- Cerro Guanay Location within Venezuela

Highest point
- Elevation: 2,300 m (7,500 ft)
- Coordinates: 5°51′N 66°24′W﻿ / ﻿5.85°N 66.40°W

Geography
- Country: Venezuela
- State: Bolivar
- Area: 1,348.09 km^{2} (520.50 sq mi)
- Designation: Natural Monument
- Designated: 1990
- Administrator: Instituto Nacional de Parques (INPARQUES)

= Cerro Guanay =

Cerro Guanay is a tepui (table-top mountain) in southern Bolívar state of Venezuela.
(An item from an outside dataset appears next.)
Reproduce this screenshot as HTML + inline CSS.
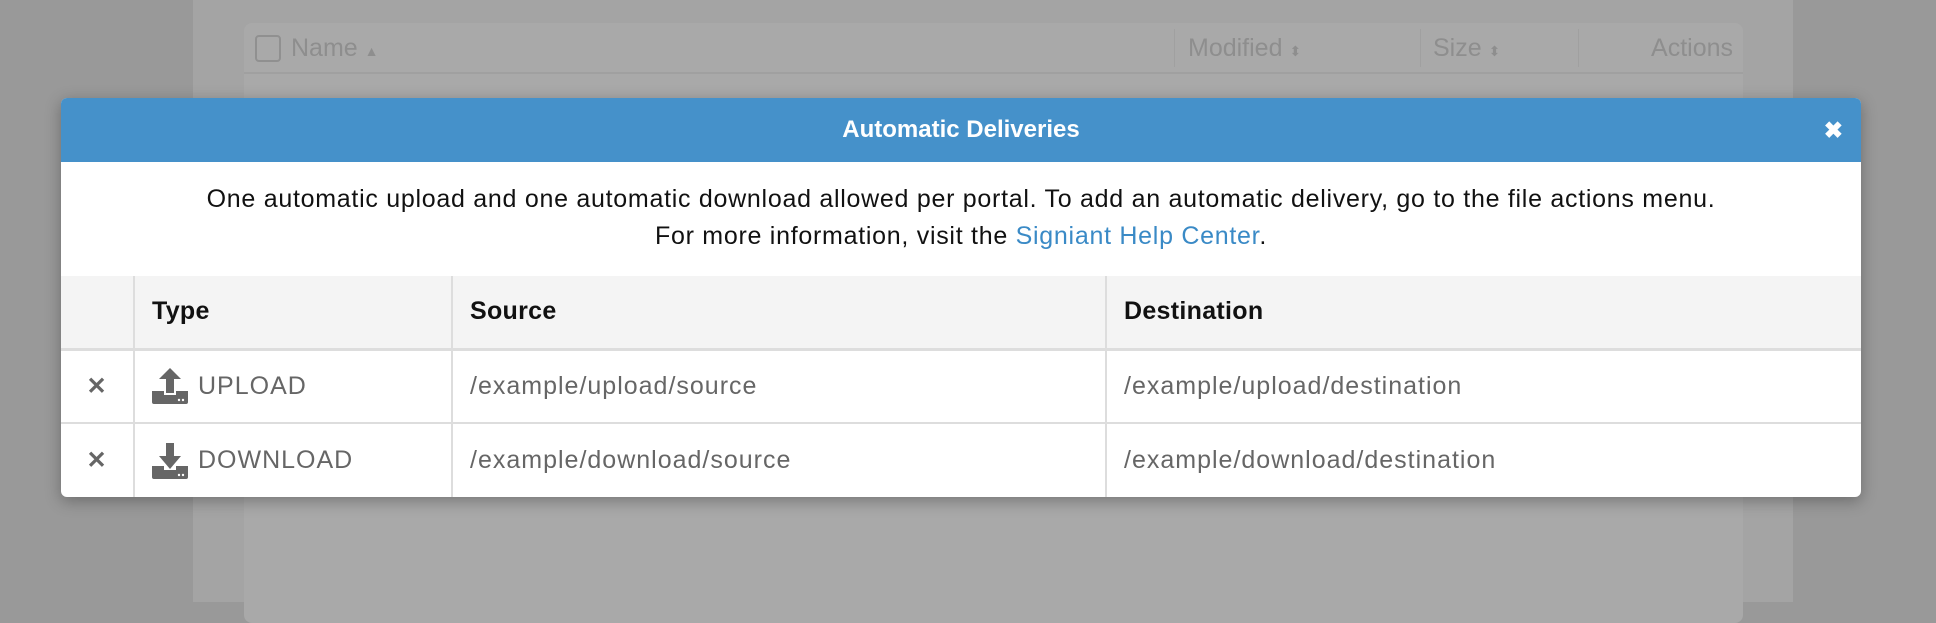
<!DOCTYPE html>
<html><head><meta charset="utf-8"><style>
*{box-sizing:border-box;margin:0;padding:0}
body{width:1936px;height:602px;overflow:hidden;background:#999;font-family:"Liberation Sans",sans-serif;position:relative}
.strip{position:absolute;left:193px;top:0;width:1600px;height:602px;background:#a4a4a4}
.card{position:absolute;left:244px;top:23px;width:1499px;height:600px;background:#a9a9a9;border-radius:8px}
.bh{position:absolute;top:0;left:0;right:0;height:51px;border-bottom:2px solid #a0a0a0;color:#8e8e8e;font-size:25px}
.bh span{position:absolute;top:11px}
.bh i{position:absolute;top:6px;width:1px;height:38px;background:#a0a0a0}
.modal{position:absolute;left:61px;top:98px;width:1800px;height:399px;background:#fff;border-radius:6px;overflow:hidden;box-shadow:0 4px 16px rgba(0,0,0,.3)}
.hd{height:64px;background:#4591ca;color:#fff;font-weight:bold;font-size:24px;text-align:center;line-height:64px;position:relative}
.hd .x{position:absolute;right:18px;top:0;font-size:23px}
.msg{text-align:center;font-size:25px;color:#111;line-height:37px;padding-top:19px;height:114px;letter-spacing:0.72px}
.msg a{color:#3a8ac6;text-decoration:none}
table{border-collapse:collapse;width:100%;font-size:25px;table-layout:fixed;letter-spacing:1px}
th{background:#f4f4f4;text-align:left;font-weight:bold;color:#111;height:73px;padding-left:17px;border-left:2px solid #ddd;border-bottom:3px solid #ddd;letter-spacing:0.3px}
td{height:74px;padding-left:17px;color:#666;border-left:2px solid #ddd;border-bottom:2px solid #ddd}
tr:last-child td{border-bottom:none}
th:first-child,td:first-child{border-left:none;padding-left:0;text-align:center}
td svg{vertical-align:middle;margin-right:10px}
.t{display:flex;align-items:center}
</style></head><body>
<div class="strip"></div>
<div class="card"><div class="bh">
<span style="left:11px;top:12px;width:26px;height:27px;border:2px solid #909090;border-radius:4px"></span>
<span style="left:47px">Name <small style="font-size:14px">▲</small></span>
<i style="left:930px"></i><span style="left:944px">Modified <small style="font-size:14px">⬍</small></span>
<i style="left:1176px"></i><span style="left:1189px">Size <small style="font-size:14px">⬍</small></span>
<i style="left:1334px"></i><span style="right:10px">Actions</span>
</div></div>
<div class="modal">
<div class="hd">Automatic Deliveries<span class="x">✖</span></div>
<div class="msg">One automatic upload and one automatic download allowed per portal. To add an automatic delivery, go to the file actions menu.<br>For more information, visit the <a>Signiant Help Center</a>.</div>
<table>
<colgroup><col style="width:73px"><col style="width:318px"><col style="width:654px"><col></colgroup>
<tr><th></th><th>Type</th><th>Source</th><th>Destination</th></tr>
<tr><td style="font-size:24px;font-weight:bold">✕</td><td><div class="t"><svg width="36" height="36" viewBox="0 0 36 36"><path d="M0 23h12v4h12v-4h12v11a2 2 0 0 1-2 2H2a2 2 0 0 1-2-2z" fill="#666"/><path d="M18 0L29 11H22V25H14V11H7Z" fill="#666"/><circle cx="27" cy="32" r="1.2" fill="#fff"/><circle cx="31" cy="32" r="1.2" fill="#fff"/></svg>UPLOAD</div></td><td>/example/upload/source</td><td>/example/upload/destination</td></tr>
<tr><td style="font-size:24px;font-weight:bold">✕</td><td><div class="t"><svg width="36" height="36" viewBox="0 0 36 36"><path d="M0 23h12v4h12v-4h12v11a2 2 0 0 1-2 2H2a2 2 0 0 1-2-2z" fill="#666"/><path d="M14 0h8v13h7L18 26 7 13h7z" fill="#666"/><circle cx="27" cy="32" r="1.2" fill="#fff"/><circle cx="31" cy="32" r="1.2" fill="#fff"/></svg>DOWNLOAD</div></td><td>/example/download/source</td><td>/example/download/destination</td></tr>
</table>
</div>
</body></html>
It extends up to approximately 2300 meters elevation.

Tepuis are isolated flat-topped sandstone mountains with a montane flora and fauna distinct from the surrounding lowlands. Cerro Guanay is home to many tepui-endemic species animals and plants. 19 species characteristic of the tepuis have been recorded there, including Chapman's bristle-tyrant (Pogonotriccus chapmani), Tepui wren (Troglodytes rufulus), Tepui brushfinch (Atlapetes personatus), flutist wren (Microcerculus ustulatus), buff-breasted sabrewing (Campylopterus duidae), olive manakin (Xenopipo uniformis), Tepui antpitta (Myrmothera simplex), golden-tufted grackle (Macroagelaius imthurni), velvet-browed brilliant (Heliodoxa xanthogonys), Tepui swift (Streptoprocne phelpsi), black-fronted tyrannulet (Phylloscartes nigrifrons), scaled flowerpiercer (Diglossa duidae), white-faced whitestart (Myioborus albifacies), scarlet-horned manakin (Ceratopipra cornuta), and peacock coquette (Lophornis pavoninus). Endemic plants include Bonnetia crassa, Kunhardtia rhodantha, Brocchinia melanacra, and Tepuipappus esposi, as well as species of Eriocaulaceae, Cyperaceae, and Xyridaceae.

The Venezuelan government designated Cerro Guanay a natural monument in 1990, which protects an area of 1348.09 km^{2}.